JULY XXVii, 2o22:
I am at a mental hospital in Amsterdam, the Netherlands. Planet Earth.
Feeling alive…the warrior in me lives and is thankful to be here today.
Only one thing is real: Raina Sahu, daughter of Professor R. K. Sahu, born in New Delhi, INDIA….5 decades ago. Deemed human, born with a vagina, IT is a GIRL!
Took my gender away……left me a human with so so so so so much pain….
i howled and cried and prayed and looked to the sky for the Moon…couldnt find it…
Felt the SUN……
Will follow it to the end of the Earth….and on to whichever planet I came from….till I have found my Daddy and my Dad’s baby ….Raina …
————————–scroll down for before———2022
———————scroll up for After the Before……2022
November 19th, 2021
Command to center
I am alive
Saw the rainbow
Thanking the universe for every moment that I am alive and making connections and in the process reconnecting with who R is…
healing,living oneday at a time, envisioning tomorrow, smiling more, crying less, recognizing rewards universe has given me…finding R and liking what I find…
A story in progress….more soon… 😉
Gosh….so much has happened since I last wrote about me…
I am alive to tell my story. I have fought for my survival, my freedom, my children and I am living n breathing everyday, one day at a time.
The healing has begun…i am awake.
I still get scared and have panic attacks and just last week i was hit with threats to my safety. Made me feel very fragile. But nothing can stop me from using my voice and writing my truth.
And that’s what i am trying to do here…shake off all labels and be free to be me.

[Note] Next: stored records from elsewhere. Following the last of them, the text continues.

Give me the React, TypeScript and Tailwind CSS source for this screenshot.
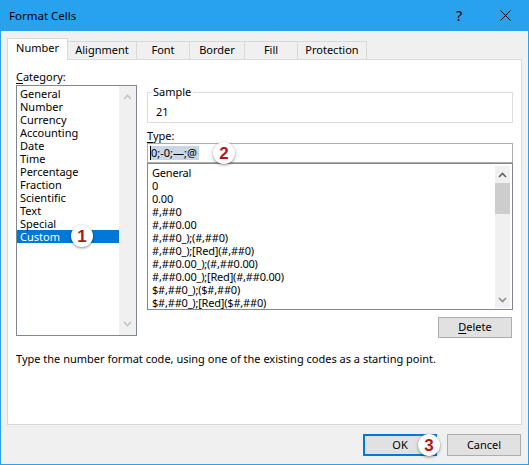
import React from "react";

const categories = [
  "General",
  "Number",
  "Currency",
  "Accounting",
  "Date",
  "Time",
  "Percentage",
  "Fraction",
  "Scientific",
  "Text",
  "Special",
  "Custom",
];

const formats = [
  "General",
  "0",
  "0.00",
  "#,##0",
  "#,##0.00",
  "#,##0_);(#,##0)",
  "#,##0_);[Red](#,##0)",
  "#,##0.00_);(#,##0.00)",
  "#,##0.00_);[Red](#,##0.00)",
  "$#,##0_);($#,##0)",
  "$#,##0_);[Red]($#,##0)",
];

const tabs = [
  { label: "Number", width: "w-[61px]" },
  { label: "Alignment", width: "w-[69px]" },
  { label: "Font", width: "w-[53px]" },
  { label: "Border", width: "w-[55px]" },
  { label: "Fill", width: "w-[53px]" },
  { label: "Protection", width: "w-[69px]" },
];

// Numbered callout drawn over the dialog
function Badge({ n, className }: { n: string; className: string }) {
  return (
    <div
      className={`absolute z-20 w-[22px] h-[22px] rounded-full bg-white shadow-[0_1px_3px_rgba(0,0,0,0.45)] flex items-center justify-center text-[#b0141c] font-bold text-[17px] leading-none font-['Liberation_Sans',sans-serif] ${className}`}
    >
      {n}
    </div>
  );
}

function Chevron({ up, color }: { up?: boolean; color: string }) {
  return (
    <svg width="9" height="6" viewBox="0 0 9 6">
      <polyline
        points={up ? "1,5 4.5,1.5 8,5" : "1,1 4.5,4.5 8,1"}
        fill="none"
        stroke={color}
        strokeWidth="1.6"
      />
    </svg>
  );
}

export default function App() {
  return (
    <div className="w-[529px] h-[465px] flex flex-col bg-[#f0f0f0] border-x border-b border-[#2a9fea] text-[11px] text-black font-['Noto_Sans',sans-serif] select-none">
      {/* Title bar */}
      <div className="h-[31px] shrink-0 bg-[#29a2ee] flex items-center">
        <span className="pl-[8px] flex-1 text-[11.5px]">Format Cells</span>
        <div className="w-[46px] h-full flex items-center justify-center text-[14px]">?</div>
        <div className="w-[46px] h-full flex items-center justify-center">
          <svg width="11" height="11" viewBox="0 0 11 11">
            <path d="M0.5 0.5 L10.5 10.5 M10.5 0.5 L0.5 10.5" stroke="#000" strokeWidth="1" />
          </svg>
        </div>
      </div>

      <div className="flex-1 flex flex-col px-[6px]">
        {/* Tabs */}
        <div className="mt-[7px] h-[22px] flex items-end relative z-10 -mb-px">
          {tabs.map((t, i) =>
            i === 0 ? (
              <div
                key={t.label}
                className={`${t.width} h-[22px] bg-white border border-b-0 border-[#d9d9d9] flex items-center justify-center pb-[2px]`}
              >
                {t.label}
              </div>
            ) : (
              <div
                key={t.label}
                className={`${t.width} h-[19px] bg-[#f0f0f0] border-t border-r border-b border-[#d9d9d9] flex items-center justify-center`}
              >
                {t.label}
              </div>
            )
          )}
        </div>

        {/* Tab page */}
        <div className="h-[366px] bg-white border border-[#d9d9d9] flex flex-col pt-[9px] pl-[8px] pr-[5px]">
          <div className="flex">
            {/* Category */}
            <div className="w-[121px] flex flex-col">
              <div className="h-[16px] leading-[16px]">
                <span className="underline underline-offset-2">C</span>ategory:
              </div>
              <div className="relative h-[251px] border border-[#828790] bg-white flex">
                <div className="flex-1 pt-[1px]">
                  {categories.map((c) => (
                    <div
                      key={c}
                      className={`h-[13px] leading-[13px] pl-[3px] ${
                        c === "Custom" ? "bg-[#0078d7] text-white" : ""
                      }`}
                    >
                      {c}
                    </div>
                  ))}
                </div>
                <div className="w-[17px] bg-[#f0f0f0] flex flex-col justify-between items-center py-[8px]">
                  <Chevron up color="#c4c4c4" />
                  <Chevron color="#c4c4c4" />
                </div>
                <Badge n="1" className="left-[54px] top-[139px]" />
              </div>
            </div>

            {/* Sample / Type */}
            <div className="ml-[10px] w-[366px] flex flex-col">
              <div className="relative mt-[23px] h-[31px] border border-[#dcdcdc] pl-[8px] pt-[11px] leading-[15px]">
                <span className="absolute -top-[9px] left-[3px] bg-white px-[2px] leading-[16px]">Sample</span>
                21
              </div>
              <div className="mt-[5px] leading-[15px]">
                <span className="underline underline-offset-2">T</span>ype:
              </div>
              <div className="relative h-[20px] border border-[#abadb3] flex items-center pl-[2px]">
                <span className="border-l border-black bg-[#c8d6e5] pr-[2px] leading-[14px]">0;-0;—;@</span>
                <Badge n="2" className="left-[65px] -top-[2px]" />
              </div>
              <div className="h-[147px] border border-[#828790] bg-white flex">
                <div className="flex-1 pt-[2px] pl-[4px] tracking-[-0.2px]">
                  {formats.map((f) => (
                    <div key={f} className="h-[13px] leading-[13px] whitespace-nowrap">
                      {f}
                    </div>
                  ))}
                </div>
                <div className="w-[15px] mt-[2px] mb-[1px] mr-[2px] bg-[#f0f0f0] flex flex-col">
                  <div className="h-[17px] flex items-center justify-center">
                    <Chevron up color="#606060" />
                  </div>
                  <div className="h-[31px] bg-[#cdcdcd]" />
                  <div className="flex-1" />
                  <div className="h-[17px] flex items-center justify-center">
                    <Chevron color="#8a8a8a" />
                  </div>
                </div>
              </div>
              <button className="mt-[7px] self-end mr-[1px] w-[74px] h-[21px] bg-[#e1e1e1] border border-[#adadad] flex items-center justify-center">
                <span className="underline underline-offset-2">D</span>elete
              </button>
            </div>
          </div>
          <div className="mt-[13px] leading-[15px]">
            Type the number format code, using one of the existing codes as a starting point.
          </div>
        </div>

        {/* Dialog buttons */}
        <div className="mt-[9px] flex justify-end gap-[10px] pr-[1px]">
          <button className="relative w-[74px] h-[22px] bg-[#e1e1e1] border-2 border-[#0078d7] flex items-center justify-center">
            OK
            <Badge n="3" className="left-[53px] -top-[2px]" />
          </button>
          <button className="w-[74px] h-[22px] bg-[#e1e1e1] border border-[#adadad] flex items-center justify-center">
            Cancel
          </button>
        </div>
      </div>
    </div>
  );
}
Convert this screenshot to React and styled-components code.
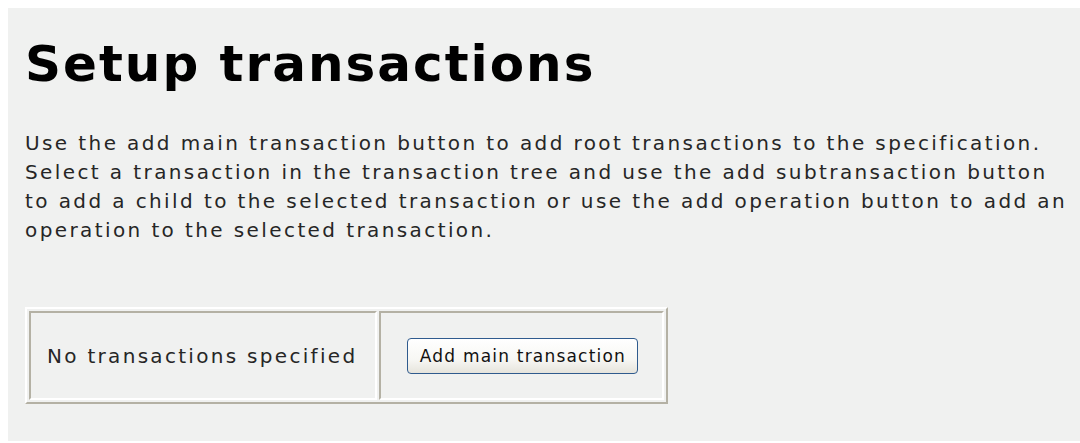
import styled, { createGlobalStyle } from "styled-components";

const GlobalStyle = createGlobalStyle`
  html, body {
    background: #ffffff;
  }
  body {
    margin: 8px 0 0 8px;
    font-family: "DejaVu Sans", Verdana, sans-serif;
  }
`;

const Page = styled.div`
  background: #f0f1f0;
  padding: 26px 0 37px 17px;
`;

const Title = styled.h1`
  margin: 0;
  font-size: 50px;
  line-height: 60px;
  font-weight: bold;
  letter-spacing: 2px;
  color: #000;
`;

const Intro = styled.p`
  margin: 35px 0 62px;
  max-width: 1050px;
  font-size: 20px;
  line-height: 29px;
  letter-spacing: 2.4px;
  color: #262626;
`;

// old-school table with raised outer frame and sunken cells
const Table = styled.table`
  border-collapse: separate;
  border-spacing: 2px;
  border: 2px solid;
  border-color: #ffffff #b4b1a4 #b4b1a4 #ffffff;
`;

const Cell = styled.td`
  height: 85px;
  padding: ${(p) => p.$pad};
  border: 2px solid;
  border-color: #b4b1a4 #ffffff #ffffff #b4b1a4;
  font-size: 20px;
  letter-spacing: 2.3px;
  color: #262626;
  vertical-align: middle;
  white-space: nowrap;
`;

const Button = styled.button`
  width: 231px;
  height: 36px;
  padding: 0 10px;
  border: 1px solid #2f5b8e;
  border-radius: 4px;
  background: linear-gradient(#ffffff 0%, #f7f7f4 60%, #e6e4dc 100%);
  font-family: "DejaVu Sans", Tahoma, sans-serif;
  font-size: 17px;
  letter-spacing: 1.2px;
  color: #111;
  cursor: pointer;
`;

export default function App() {
  return (
    <>
      <GlobalStyle />
      <Page>
        <Title>Setup transactions</Title>
        <Intro>
          Use the add main transaction button to add root transactions to the
          specification. Select a transaction in the transaction tree and use
          the add subtransaction button to add a child to the selected
          transaction or use the add operation button to add an operation to
          the selected transaction.
        </Intro>
        <Table>
          <tbody>
            <tr>
              <Cell $pad="0 18px 0 16px">No transactions specified</Cell>
              <Cell $pad="0 24px 0 26px">
                <Button>Add main transaction</Button>
              </Cell>
            </tr>
          </tbody>
        </Table>
      </Page>
    </>
  );
}
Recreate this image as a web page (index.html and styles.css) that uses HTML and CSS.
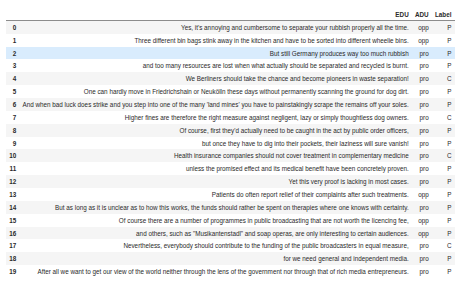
FILE: index.html
```html
<!DOCTYPE html>
<html lang="en">
<head>
<meta charset="utf-8">
<title>DataFrame</title>
<link rel="stylesheet" href="styles.css">
</head>
<body>
<table class="dataframe">
  <thead>
    <tr>
      <th class="blank"></th>
      <th>EDU</th>
      <th>ADU</th>
      <th>Label</th>
    </tr>
  </thead>
  <tbody>
    <tr><th>0</th><td>Yes, it's annoying and cumbersome to separate your rubbish properly all the time.</td><td>opp</td><td>P</td></tr>
    <tr><th>1</th><td>Three different bin bags stink away in the kitchen and have to be sorted into different wheelie bins.</td><td>opp</td><td>P</td></tr>
    <tr class="hover"><th>2</th><td>But still Germany produces way too much rubbish</td><td>pro</td><td>P</td></tr>
    <tr><th>3</th><td>and too many resources are lost when what actually should be separated and recycled is burnt.</td><td>pro</td><td>P</td></tr>
    <tr><th>4</th><td>We Berliners should take the chance and become pioneers in waste separation!</td><td>pro</td><td>C</td></tr>
    <tr><th>5</th><td>One can hardly move in Friedrichshain or Neukölln these days without permanently scanning the ground for dog dirt.</td><td>pro</td><td>P</td></tr>
    <tr><th>6</th><td>And when bad luck does strike and you step into one of the many 'land mines' you have to painstakingly scrape the remains off your soles.</td><td>pro</td><td>P</td></tr>
    <tr><th>7</th><td>Higher fines are therefore the right measure against negligent, lazy or simply thoughtless dog owners.</td><td>pro</td><td>C</td></tr>
    <tr><th>8</th><td>Of course, first they'd actually need to be caught in the act by public order officers,</td><td>pro</td><td>P</td></tr>
    <tr><th>9</th><td>but once they have to dig into their pockets, their laziness will sure vanish!</td><td>pro</td><td>P</td></tr>
    <tr><th>10</th><td>Health insurance companies should not cover treatment in complementary medicine</td><td>pro</td><td>C</td></tr>
    <tr><th>11</th><td>unless the promised effect and its medical benefit have been concretely proven.</td><td>pro</td><td>P</td></tr>
    <tr><th>12</th><td>Yet this very proof is lacking in most cases.</td><td>pro</td><td>P</td></tr>
    <tr><th>13</th><td>Patients do often report relief of their complaints after such treatments.</td><td>opp</td><td>P</td></tr>
    <tr><th>14</th><td>But as long as it is unclear as to how this works, the funds should rather be spent on therapies where one knows with certainty.</td><td>pro</td><td>P</td></tr>
    <tr><th>15</th><td>Of course there are a number of programmes in public broadcasting that are not worth the licencing fee,</td><td>opp</td><td>P</td></tr>
    <tr><th>16</th><td>and others, such as "Musikantenstadl" and soap operas, are only interesting to certain audiences.</td><td>opp</td><td>P</td></tr>
    <tr><th>17</th><td>Nevertheless, everybody should contribute to the funding of the public broadcasters in equal measure,</td><td>pro</td><td>C</td></tr>
    <tr><th>18</th><td>for we need general and independent media.</td><td>pro</td><td>P</td></tr>
    <tr><th>19</th><td>After all we want to get our view of the world neither through the lens of the government nor through that of rich media entrepreneurs.</td><td>pro</td><td>P</td></tr>
  </tbody>
</table>
</body>
</html>
```
FILE: styles.css
```css
html, body {
  margin: 0;
  padding: 0;
  background: #ffffff;
}

body {
  font-family: "Liberation Sans", Arial, sans-serif;
  font-size: 6.32px;
  color: #2a2a2a;
}

.dataframe {
  margin: 7px 0 0 6px;
  border: none;
  border-collapse: collapse;
  border-spacing: 0;
}

.dataframe thead {
  border-bottom: 1px solid #8c8c8c;
}

.dataframe th,
.dataframe td {
  text-align: right;
  white-space: nowrap;
  line-height: normal;
  padding: 0 3.16px;
  height: 12.87px;
  vertical-align: middle;
}

.dataframe th {
  font-weight: bold;
}

.dataframe thead th {
  vertical-align: bottom;
  height: 10.87px;
  padding-bottom: 2px;
}

.dataframe tbody tr:nth-child(odd) {
  background: #f5f5f5;
}

.dataframe tbody tr.hover {
  background: #d9ecfd;
}
```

I did get a label when i was born and that starts with R.
I can heal a few others, that much I believe.
Thank you for giving me a listen Universe!!
PS: I donot have BPD symptoms and am free of that Label. 😉
February 12, 2018
Once upon a time…there was a Dad. He had a little girl who made him smile everytime he looked at her. He was my world.
He gave me the Moon, ..love, validation, smiles and a red color motorcycle. Then one day he died. I didn’t realise. I just sought him…wished he would come back. Coz he would never ever judge me, always gave me unconditional love.
A year after I lost him, I was diagnosed with BPD. Borderline Personality Disorder.
the Moon, is a story, of my journey to recover from a illness. A illness to which I lost most of my life. A illness which is real, as real as me! You need to know…you need to understand. I need to understand what is BPD…am just starting to discover the real me….
I just know that I want to be my Daddy’s girl” again….find my memories of who I was and what took over my life, what happened?
The Moon is real……my rock, a place to escape, a place to reflect and TODAY….to share and to heal …
I have been living in my balcony for the past 3 yrs…its my Moon.
My wish is to be free!
My wish is to go back home
I just have to get a bit stronger…and i will fight for my freedom…to take back my life.